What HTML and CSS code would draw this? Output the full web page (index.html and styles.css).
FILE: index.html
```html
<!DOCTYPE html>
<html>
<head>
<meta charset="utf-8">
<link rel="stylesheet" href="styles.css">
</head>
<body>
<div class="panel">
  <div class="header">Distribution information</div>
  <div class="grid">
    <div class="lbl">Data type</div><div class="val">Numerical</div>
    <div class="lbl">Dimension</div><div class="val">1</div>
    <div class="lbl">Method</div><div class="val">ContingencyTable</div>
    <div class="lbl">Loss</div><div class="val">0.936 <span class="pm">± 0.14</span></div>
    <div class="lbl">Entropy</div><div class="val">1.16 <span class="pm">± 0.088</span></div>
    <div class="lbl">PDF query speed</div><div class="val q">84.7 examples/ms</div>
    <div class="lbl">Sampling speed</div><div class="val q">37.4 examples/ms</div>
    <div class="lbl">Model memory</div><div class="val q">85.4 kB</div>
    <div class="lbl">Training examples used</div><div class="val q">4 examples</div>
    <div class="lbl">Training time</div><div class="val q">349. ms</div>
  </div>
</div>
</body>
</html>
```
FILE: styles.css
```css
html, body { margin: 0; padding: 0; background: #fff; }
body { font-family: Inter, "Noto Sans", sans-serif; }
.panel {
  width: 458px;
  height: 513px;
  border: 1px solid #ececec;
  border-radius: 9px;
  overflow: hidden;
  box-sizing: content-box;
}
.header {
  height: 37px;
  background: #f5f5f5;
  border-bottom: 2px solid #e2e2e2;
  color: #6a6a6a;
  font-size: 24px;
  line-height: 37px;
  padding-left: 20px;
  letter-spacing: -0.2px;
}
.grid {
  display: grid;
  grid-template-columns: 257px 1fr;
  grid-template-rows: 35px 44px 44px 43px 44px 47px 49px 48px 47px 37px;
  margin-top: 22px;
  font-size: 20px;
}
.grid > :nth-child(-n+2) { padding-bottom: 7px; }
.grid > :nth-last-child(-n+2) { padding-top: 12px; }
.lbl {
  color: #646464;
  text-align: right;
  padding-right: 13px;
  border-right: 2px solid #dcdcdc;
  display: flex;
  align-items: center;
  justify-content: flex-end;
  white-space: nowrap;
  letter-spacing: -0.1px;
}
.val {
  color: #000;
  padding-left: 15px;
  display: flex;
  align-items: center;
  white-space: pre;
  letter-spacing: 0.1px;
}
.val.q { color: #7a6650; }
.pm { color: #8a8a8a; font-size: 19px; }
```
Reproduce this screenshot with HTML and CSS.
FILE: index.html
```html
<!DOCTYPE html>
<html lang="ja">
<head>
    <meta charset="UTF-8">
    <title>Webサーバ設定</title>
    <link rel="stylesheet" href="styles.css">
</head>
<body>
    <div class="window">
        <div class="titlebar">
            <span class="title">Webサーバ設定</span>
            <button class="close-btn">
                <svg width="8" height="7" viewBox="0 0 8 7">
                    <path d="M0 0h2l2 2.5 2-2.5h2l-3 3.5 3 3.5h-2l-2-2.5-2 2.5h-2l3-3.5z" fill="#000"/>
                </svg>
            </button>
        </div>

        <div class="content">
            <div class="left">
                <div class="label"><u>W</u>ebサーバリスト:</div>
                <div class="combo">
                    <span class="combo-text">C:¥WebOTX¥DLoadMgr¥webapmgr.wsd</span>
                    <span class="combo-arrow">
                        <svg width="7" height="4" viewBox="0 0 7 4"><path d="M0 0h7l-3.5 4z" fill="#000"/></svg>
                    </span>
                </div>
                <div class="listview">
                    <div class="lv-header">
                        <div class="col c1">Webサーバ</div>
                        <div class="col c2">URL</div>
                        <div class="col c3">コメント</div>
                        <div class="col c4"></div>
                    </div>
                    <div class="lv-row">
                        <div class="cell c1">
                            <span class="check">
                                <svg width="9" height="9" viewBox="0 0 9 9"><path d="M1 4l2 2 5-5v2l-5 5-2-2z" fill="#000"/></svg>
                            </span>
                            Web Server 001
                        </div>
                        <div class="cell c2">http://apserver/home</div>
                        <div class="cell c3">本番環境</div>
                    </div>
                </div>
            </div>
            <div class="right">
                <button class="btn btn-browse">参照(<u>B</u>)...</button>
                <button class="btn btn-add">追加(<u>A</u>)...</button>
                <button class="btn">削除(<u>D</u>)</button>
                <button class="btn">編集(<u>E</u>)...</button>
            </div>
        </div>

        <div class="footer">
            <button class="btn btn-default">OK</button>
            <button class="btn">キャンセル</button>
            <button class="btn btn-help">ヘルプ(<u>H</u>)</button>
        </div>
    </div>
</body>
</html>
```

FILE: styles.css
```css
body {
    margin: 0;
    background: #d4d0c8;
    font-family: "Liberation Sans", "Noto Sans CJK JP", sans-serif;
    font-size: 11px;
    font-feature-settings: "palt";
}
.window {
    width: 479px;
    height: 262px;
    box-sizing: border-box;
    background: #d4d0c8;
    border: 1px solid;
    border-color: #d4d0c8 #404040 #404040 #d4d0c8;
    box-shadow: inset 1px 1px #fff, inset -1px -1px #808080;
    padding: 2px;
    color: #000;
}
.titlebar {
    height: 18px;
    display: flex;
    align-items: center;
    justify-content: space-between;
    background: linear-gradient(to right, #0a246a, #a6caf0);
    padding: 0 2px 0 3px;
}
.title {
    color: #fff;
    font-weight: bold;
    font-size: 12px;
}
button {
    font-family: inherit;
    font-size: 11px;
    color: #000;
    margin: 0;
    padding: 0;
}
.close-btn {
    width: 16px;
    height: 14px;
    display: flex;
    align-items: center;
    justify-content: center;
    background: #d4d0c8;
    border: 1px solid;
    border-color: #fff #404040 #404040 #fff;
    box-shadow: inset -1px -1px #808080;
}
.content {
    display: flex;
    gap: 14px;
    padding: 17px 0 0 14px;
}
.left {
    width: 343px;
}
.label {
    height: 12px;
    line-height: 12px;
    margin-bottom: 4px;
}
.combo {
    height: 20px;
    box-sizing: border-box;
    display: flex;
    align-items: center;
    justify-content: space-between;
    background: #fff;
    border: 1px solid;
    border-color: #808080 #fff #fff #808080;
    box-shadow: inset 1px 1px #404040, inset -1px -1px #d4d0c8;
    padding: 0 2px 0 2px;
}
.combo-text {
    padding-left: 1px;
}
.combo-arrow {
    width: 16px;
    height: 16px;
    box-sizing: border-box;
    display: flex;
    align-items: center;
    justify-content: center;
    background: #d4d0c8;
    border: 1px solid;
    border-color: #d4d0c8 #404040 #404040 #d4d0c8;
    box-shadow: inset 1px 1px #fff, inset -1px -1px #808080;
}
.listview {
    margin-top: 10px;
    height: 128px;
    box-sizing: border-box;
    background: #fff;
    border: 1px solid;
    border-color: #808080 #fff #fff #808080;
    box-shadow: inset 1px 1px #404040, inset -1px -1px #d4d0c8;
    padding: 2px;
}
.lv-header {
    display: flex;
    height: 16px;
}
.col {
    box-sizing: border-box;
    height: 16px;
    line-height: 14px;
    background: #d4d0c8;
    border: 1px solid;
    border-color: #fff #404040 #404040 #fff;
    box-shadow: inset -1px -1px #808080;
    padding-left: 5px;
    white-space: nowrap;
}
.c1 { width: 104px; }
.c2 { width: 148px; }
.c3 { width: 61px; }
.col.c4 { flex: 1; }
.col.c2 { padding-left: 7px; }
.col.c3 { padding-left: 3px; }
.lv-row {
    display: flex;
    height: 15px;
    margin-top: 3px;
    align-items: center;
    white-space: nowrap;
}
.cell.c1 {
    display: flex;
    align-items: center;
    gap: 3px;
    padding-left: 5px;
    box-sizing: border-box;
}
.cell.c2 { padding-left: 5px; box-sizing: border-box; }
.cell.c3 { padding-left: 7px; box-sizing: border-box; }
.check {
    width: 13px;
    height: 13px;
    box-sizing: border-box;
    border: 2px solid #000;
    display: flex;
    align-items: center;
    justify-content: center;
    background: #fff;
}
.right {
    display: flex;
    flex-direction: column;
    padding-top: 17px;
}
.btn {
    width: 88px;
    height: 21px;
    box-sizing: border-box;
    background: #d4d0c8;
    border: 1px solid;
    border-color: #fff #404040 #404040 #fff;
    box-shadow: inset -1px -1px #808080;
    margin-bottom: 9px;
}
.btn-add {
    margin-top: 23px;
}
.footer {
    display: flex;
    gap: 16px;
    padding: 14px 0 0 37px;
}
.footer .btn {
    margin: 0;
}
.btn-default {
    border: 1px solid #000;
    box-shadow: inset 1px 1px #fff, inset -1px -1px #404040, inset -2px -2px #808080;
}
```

→ **What is being asked**
From the listing above, pick out each line where the word "styles" appears.

→ **The reply**
What HTML and CSS code would draw this? Output the full web page (index.html and styles.css).
<link rel="stylesheet" href="styles.css">
FILE: styles.css
    <link rel="stylesheet" href="styles.css">
FILE: styles.css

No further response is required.